Insurance typically helps with sudden, accidental damage, not systemic failure. If a pipe bursts and ruins the floor, you may see checks for the floor and the access to fix the pipe, but not for an elective repipe. I’ve had clients who chased leaks on the insurer’s dime three times, only to get dropped from coverage. Carriers read patterns. Too many claims tied to old plumbing, and they treat the house like a risk they don’t want.

If you do a repipe, document it. Keep your permit, inspection sign-off, and material warranties. Some insurers view a repipe as a risk reduction, which can help with renewals and occasionally with premiums.

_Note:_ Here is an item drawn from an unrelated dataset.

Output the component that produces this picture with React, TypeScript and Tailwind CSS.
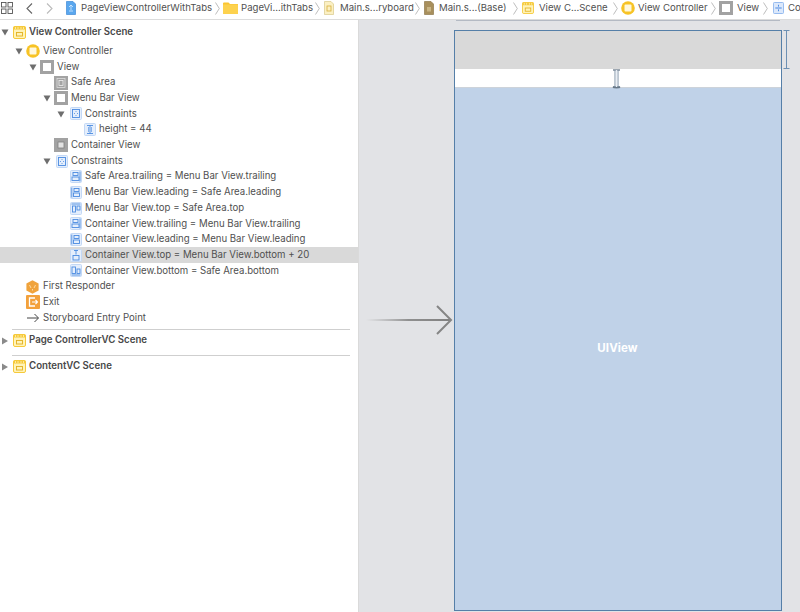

The quiet costs: pressure, temperature, and fixture health

Repairs treat pain points. They don’t rebalance the system. Old branch layouts often starve the upstairs shower when the washing machine runs. A repipe lets you rethink the branching, add a central manifold for PEX, and size lines to keep pressure steady. I’ve measured 15 to 20 psi improvements at fixtures after reconfiguring runs and removing clogged galvanized sections.

Temperature stability improves too. If you run a hot recirculation loop, old copper can lose heat along long uninsulated runs. A repipe gives you a fresh start with insulated lines and better loop design, which means less waiting and less energy waste. Your water heater breathes easier.

And then there are fixtures. Aerators clog, cartridges wear, and supply lines corrode faster in dirty water. After a repipe, especially following a galvanized system, we flush everything. Some homeowners replace shower valves and angle stops at the same time. It’s one of those marginal costs that feel optional until you see how a new valve feels with balanced pressure.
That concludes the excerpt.